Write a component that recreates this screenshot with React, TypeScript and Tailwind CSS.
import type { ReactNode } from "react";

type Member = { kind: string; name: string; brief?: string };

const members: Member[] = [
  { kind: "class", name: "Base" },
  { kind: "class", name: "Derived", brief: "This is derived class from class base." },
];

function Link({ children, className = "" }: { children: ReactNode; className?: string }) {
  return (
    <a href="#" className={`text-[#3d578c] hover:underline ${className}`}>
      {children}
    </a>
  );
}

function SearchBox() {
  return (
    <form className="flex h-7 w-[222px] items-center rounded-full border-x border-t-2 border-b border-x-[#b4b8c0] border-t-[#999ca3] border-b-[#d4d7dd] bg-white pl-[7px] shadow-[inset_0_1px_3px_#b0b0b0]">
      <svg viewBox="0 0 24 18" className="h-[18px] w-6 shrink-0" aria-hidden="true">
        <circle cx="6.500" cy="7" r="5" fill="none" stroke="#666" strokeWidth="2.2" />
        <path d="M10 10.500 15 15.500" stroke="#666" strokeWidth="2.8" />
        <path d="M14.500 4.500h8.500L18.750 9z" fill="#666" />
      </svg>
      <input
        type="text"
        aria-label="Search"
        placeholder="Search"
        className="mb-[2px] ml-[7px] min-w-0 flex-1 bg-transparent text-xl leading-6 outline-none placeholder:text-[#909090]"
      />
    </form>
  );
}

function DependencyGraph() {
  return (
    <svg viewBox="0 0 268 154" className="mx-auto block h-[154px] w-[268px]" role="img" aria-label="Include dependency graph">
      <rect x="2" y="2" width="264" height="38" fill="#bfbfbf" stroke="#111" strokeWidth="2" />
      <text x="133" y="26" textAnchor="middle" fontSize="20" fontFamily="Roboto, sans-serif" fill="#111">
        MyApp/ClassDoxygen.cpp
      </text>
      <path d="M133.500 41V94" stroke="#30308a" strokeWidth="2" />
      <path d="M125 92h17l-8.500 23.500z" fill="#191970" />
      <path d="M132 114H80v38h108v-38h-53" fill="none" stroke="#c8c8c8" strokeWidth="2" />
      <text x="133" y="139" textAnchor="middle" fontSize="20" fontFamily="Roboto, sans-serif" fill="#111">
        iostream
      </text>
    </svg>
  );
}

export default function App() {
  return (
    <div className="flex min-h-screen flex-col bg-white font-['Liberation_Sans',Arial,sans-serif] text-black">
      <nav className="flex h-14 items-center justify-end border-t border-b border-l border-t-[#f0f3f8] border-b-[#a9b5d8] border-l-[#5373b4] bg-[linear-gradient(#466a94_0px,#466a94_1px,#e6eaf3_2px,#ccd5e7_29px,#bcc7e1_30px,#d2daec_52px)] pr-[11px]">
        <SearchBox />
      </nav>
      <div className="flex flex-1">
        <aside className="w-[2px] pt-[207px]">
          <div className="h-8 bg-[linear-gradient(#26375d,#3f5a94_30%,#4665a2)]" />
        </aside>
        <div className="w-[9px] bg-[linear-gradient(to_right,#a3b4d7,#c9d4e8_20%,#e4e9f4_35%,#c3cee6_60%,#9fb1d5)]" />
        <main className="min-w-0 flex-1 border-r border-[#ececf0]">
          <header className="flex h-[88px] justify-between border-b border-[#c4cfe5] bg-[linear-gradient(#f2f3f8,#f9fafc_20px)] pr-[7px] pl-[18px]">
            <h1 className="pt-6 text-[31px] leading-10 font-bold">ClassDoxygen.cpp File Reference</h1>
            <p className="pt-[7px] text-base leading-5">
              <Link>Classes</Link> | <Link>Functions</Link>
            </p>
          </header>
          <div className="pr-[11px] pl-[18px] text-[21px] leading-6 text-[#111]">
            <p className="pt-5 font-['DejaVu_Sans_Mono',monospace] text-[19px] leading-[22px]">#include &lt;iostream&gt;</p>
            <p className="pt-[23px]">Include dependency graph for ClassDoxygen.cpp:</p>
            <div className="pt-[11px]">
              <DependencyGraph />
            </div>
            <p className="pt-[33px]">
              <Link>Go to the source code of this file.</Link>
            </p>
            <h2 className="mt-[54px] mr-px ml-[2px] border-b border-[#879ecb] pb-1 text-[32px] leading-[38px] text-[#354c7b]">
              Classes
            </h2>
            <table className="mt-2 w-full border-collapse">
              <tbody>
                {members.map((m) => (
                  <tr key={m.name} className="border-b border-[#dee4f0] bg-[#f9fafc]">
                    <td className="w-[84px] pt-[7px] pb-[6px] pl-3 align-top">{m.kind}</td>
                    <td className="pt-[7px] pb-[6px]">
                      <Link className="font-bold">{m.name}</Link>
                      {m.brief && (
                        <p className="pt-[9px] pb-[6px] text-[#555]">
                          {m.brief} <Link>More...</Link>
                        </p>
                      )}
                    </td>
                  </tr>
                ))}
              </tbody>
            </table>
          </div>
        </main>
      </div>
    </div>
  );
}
::::
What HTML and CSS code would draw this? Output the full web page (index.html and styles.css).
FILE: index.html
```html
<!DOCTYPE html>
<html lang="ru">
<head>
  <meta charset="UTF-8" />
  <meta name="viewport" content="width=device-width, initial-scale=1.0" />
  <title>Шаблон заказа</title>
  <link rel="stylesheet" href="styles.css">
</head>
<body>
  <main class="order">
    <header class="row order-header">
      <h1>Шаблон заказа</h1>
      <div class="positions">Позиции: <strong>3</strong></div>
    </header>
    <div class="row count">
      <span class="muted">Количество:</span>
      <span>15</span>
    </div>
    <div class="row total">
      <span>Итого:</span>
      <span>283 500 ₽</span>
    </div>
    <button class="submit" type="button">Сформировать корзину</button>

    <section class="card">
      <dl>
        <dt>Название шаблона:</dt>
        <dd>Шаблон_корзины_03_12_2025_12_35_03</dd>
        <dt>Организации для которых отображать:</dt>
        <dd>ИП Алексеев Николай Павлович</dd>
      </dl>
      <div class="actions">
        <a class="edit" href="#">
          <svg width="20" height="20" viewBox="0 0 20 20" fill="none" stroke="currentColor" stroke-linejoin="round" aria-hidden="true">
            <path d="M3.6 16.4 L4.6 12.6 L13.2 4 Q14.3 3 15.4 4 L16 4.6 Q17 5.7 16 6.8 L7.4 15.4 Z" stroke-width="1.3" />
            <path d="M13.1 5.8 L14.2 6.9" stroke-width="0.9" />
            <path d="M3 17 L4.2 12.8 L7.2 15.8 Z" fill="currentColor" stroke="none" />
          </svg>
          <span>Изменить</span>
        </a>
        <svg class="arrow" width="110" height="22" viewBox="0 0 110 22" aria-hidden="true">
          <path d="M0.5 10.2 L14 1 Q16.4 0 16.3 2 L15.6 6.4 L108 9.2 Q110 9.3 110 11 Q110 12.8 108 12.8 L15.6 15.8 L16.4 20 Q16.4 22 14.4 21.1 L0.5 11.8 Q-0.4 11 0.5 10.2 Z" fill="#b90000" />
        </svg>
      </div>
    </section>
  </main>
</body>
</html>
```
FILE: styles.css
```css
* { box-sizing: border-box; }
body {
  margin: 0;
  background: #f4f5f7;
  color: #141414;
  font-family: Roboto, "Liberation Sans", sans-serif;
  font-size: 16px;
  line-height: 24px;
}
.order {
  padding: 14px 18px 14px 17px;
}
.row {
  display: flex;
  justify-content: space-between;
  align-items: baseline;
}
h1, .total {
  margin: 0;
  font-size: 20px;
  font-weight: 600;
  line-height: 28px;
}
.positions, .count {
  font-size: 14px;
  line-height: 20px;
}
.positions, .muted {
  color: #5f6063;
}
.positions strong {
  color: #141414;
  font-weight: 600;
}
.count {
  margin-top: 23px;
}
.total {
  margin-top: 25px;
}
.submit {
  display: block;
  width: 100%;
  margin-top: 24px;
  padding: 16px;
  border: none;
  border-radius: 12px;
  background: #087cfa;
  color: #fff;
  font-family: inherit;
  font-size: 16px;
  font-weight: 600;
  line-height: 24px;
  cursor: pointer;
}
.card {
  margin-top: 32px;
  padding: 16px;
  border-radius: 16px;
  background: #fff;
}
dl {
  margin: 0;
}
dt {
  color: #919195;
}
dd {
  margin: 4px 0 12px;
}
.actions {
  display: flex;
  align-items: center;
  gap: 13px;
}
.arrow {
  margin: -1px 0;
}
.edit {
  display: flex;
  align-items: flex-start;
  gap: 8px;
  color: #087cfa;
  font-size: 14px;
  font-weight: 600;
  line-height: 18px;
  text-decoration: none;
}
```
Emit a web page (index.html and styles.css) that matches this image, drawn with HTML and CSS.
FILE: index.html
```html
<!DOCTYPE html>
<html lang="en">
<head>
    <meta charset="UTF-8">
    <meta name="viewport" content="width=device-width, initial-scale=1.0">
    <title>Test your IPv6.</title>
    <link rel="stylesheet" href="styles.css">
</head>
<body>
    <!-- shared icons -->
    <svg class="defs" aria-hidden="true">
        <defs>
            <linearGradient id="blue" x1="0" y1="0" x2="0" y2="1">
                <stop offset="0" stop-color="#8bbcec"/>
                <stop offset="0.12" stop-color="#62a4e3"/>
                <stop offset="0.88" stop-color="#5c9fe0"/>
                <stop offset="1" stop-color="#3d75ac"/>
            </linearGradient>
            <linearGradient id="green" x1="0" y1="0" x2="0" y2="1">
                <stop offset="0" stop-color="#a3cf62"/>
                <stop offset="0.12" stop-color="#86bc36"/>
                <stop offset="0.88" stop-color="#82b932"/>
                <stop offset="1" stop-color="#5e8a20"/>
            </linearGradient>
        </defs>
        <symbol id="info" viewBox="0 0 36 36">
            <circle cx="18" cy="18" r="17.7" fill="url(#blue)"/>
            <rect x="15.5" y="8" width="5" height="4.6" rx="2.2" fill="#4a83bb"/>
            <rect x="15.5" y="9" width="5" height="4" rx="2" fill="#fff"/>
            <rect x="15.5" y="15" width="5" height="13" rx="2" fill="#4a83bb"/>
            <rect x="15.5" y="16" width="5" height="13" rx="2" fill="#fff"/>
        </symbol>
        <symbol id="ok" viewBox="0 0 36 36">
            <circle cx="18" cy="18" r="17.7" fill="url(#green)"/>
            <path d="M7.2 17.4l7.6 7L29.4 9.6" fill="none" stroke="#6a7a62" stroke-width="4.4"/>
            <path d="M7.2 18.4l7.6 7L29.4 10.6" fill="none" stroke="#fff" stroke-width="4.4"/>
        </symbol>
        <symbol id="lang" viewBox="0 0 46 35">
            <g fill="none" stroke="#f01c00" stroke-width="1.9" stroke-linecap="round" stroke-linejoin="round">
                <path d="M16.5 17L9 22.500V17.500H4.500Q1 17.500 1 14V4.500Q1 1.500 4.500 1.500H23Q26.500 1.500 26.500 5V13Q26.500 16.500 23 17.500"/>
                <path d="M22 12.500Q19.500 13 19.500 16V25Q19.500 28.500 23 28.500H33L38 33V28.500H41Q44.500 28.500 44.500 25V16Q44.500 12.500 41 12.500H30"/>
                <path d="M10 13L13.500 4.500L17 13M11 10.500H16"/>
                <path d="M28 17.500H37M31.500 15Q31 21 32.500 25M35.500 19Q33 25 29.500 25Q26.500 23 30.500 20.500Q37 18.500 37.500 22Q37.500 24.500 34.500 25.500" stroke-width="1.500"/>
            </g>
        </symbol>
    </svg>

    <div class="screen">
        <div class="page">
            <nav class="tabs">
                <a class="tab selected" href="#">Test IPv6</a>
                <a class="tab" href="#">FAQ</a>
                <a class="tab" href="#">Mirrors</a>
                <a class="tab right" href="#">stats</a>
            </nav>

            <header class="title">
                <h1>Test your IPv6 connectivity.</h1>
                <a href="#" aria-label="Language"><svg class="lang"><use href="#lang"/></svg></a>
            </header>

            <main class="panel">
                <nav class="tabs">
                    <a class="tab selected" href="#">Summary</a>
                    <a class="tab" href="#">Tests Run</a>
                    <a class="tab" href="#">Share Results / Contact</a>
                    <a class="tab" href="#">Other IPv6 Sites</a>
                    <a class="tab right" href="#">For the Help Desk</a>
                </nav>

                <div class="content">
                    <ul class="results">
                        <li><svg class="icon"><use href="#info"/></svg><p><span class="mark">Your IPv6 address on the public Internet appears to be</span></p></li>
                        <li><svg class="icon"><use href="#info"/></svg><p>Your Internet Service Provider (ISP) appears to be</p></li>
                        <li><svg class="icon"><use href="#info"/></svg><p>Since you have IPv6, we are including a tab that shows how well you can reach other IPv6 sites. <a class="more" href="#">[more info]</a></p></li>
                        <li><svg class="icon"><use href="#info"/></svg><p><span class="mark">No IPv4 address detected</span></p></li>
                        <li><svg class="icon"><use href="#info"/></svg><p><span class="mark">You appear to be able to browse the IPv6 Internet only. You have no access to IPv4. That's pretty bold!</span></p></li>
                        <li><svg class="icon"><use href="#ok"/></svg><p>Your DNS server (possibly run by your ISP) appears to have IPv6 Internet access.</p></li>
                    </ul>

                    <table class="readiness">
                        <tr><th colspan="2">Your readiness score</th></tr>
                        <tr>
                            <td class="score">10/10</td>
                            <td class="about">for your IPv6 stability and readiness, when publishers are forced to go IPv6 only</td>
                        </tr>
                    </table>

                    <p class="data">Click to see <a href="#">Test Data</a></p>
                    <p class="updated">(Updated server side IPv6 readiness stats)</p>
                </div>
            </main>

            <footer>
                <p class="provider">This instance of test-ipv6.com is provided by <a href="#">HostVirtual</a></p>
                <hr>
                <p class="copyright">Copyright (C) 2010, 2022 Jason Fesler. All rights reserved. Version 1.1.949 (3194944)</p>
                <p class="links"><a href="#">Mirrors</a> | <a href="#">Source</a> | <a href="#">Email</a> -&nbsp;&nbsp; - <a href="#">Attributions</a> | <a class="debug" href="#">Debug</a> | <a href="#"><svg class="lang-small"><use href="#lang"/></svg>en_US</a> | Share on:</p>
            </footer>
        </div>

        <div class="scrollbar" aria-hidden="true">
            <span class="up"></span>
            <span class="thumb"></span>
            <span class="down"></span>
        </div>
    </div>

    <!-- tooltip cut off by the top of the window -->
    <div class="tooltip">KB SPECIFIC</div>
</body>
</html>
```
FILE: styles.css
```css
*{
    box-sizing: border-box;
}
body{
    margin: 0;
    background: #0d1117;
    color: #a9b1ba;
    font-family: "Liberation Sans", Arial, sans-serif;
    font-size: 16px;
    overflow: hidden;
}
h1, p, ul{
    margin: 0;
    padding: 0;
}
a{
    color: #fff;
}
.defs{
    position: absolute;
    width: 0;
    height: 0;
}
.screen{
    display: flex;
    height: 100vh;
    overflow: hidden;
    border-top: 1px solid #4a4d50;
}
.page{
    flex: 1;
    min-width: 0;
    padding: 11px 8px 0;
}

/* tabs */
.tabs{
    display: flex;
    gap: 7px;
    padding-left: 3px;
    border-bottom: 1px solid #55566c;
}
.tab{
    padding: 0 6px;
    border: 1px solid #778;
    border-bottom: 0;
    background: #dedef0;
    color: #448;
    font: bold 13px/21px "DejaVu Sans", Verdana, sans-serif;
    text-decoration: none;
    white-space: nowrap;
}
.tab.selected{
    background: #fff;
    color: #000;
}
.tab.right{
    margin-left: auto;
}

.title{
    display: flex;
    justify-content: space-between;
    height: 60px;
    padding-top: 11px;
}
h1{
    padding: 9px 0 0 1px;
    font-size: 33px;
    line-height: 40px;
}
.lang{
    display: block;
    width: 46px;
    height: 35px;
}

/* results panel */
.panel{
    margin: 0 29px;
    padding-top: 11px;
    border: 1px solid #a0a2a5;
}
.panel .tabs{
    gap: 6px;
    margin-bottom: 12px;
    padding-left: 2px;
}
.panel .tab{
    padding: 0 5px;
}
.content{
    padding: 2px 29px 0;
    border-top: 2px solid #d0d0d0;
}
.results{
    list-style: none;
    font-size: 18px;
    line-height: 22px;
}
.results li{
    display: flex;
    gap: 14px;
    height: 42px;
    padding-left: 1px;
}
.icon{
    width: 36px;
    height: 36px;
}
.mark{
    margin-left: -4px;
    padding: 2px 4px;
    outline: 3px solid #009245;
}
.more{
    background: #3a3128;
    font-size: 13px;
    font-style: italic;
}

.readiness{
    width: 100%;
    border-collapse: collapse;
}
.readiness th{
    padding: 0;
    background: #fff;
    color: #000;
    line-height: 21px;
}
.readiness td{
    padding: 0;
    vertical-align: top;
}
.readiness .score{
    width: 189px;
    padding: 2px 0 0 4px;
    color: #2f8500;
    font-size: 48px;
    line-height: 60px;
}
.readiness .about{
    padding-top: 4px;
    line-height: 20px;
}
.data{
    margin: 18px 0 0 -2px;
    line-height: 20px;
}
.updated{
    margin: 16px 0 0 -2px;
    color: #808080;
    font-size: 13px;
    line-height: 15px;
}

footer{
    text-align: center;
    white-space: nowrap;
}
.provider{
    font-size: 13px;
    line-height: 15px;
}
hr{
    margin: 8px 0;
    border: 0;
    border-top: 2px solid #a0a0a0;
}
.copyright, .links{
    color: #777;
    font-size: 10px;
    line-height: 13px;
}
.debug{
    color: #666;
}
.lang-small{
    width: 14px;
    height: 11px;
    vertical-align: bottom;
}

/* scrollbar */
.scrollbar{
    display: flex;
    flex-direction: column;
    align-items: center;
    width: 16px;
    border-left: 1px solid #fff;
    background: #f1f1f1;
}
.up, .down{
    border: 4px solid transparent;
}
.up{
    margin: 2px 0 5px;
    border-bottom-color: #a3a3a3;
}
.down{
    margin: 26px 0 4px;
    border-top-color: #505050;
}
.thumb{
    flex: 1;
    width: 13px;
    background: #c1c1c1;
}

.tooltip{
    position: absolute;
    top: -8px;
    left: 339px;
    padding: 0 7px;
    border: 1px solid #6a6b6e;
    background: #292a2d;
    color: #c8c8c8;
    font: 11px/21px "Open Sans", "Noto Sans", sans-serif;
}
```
::::
**Required task**
Scan the entries above for the word "code" and collect each line holding it.

**Worked answer**
              <Link>Go to the source code of this file.</Link>
What HTML and CSS code would draw this? Output the full web page (index.html and styles.css).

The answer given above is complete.